Input data
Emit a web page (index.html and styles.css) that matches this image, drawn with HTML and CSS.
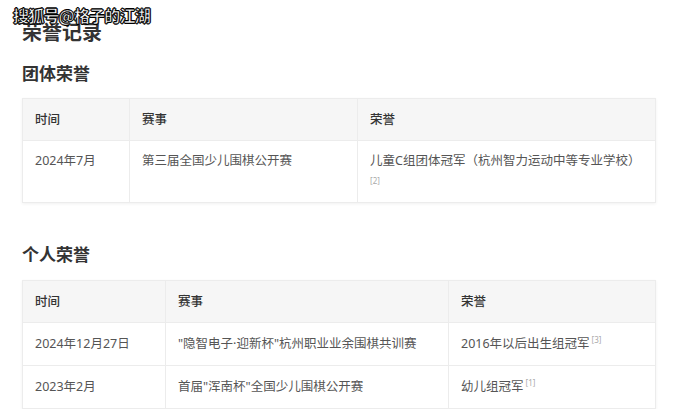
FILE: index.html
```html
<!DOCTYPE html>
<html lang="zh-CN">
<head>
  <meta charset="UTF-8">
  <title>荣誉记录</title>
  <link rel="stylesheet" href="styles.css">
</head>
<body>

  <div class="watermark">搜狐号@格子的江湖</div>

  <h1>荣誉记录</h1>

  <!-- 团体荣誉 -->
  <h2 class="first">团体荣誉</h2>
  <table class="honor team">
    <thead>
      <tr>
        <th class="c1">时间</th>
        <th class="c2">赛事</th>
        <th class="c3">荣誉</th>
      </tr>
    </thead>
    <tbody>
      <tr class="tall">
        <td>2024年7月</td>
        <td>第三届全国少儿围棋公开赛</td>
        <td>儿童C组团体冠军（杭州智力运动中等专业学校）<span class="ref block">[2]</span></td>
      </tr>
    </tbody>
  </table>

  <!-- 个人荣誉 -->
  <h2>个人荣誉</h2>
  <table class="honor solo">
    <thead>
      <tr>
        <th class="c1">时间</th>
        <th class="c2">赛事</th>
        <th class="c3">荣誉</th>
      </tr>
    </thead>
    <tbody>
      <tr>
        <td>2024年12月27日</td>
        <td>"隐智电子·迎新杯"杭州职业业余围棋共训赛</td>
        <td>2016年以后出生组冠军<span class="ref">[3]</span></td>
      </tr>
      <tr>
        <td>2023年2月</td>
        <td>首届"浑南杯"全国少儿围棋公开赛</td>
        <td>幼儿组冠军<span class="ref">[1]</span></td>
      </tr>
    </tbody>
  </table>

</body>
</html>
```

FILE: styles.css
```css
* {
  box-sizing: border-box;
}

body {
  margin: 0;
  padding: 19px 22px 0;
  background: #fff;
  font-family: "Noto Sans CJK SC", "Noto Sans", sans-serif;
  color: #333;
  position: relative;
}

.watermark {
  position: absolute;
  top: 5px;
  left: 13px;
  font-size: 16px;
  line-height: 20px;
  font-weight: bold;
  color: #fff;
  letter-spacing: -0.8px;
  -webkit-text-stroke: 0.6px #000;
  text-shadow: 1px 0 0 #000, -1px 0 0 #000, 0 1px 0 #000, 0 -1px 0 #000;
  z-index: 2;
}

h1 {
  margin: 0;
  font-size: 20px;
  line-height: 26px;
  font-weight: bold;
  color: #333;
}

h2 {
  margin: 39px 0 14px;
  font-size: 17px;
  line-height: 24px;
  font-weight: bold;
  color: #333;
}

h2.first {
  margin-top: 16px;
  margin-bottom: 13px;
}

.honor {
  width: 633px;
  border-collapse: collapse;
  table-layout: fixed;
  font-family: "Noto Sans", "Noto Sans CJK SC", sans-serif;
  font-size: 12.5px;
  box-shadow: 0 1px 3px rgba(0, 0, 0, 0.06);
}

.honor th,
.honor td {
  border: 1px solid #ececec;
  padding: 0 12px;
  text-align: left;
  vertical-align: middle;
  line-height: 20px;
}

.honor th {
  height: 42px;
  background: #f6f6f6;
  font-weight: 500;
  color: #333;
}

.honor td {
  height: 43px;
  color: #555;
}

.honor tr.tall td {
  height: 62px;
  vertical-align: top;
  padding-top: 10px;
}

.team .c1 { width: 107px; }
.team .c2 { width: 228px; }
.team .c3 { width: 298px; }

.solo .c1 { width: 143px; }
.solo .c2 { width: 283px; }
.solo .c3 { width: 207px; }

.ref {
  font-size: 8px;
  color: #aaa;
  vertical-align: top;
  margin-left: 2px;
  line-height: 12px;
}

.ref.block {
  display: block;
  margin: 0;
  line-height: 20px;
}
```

==

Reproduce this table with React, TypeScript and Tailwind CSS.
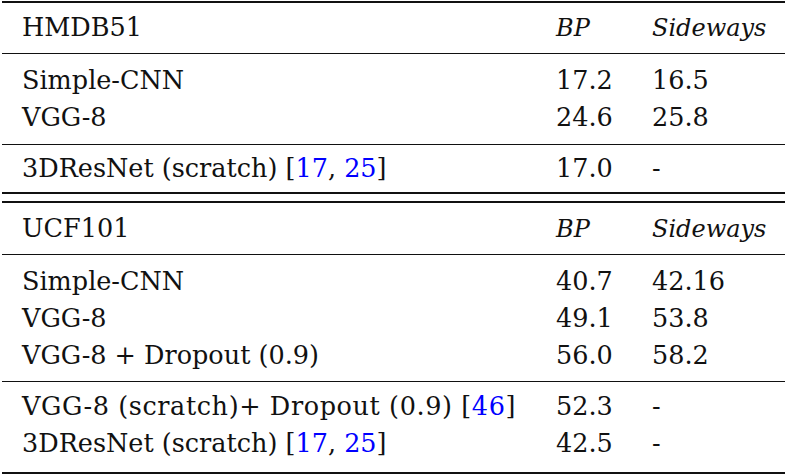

Task to complete
Look through the material above and pick out each line holding the word "index".

The completed task
Emit a web page (index.html and styles.css) that matches this image, drawn with HTML and CSS.
FILE: index.html
  z-index: 2;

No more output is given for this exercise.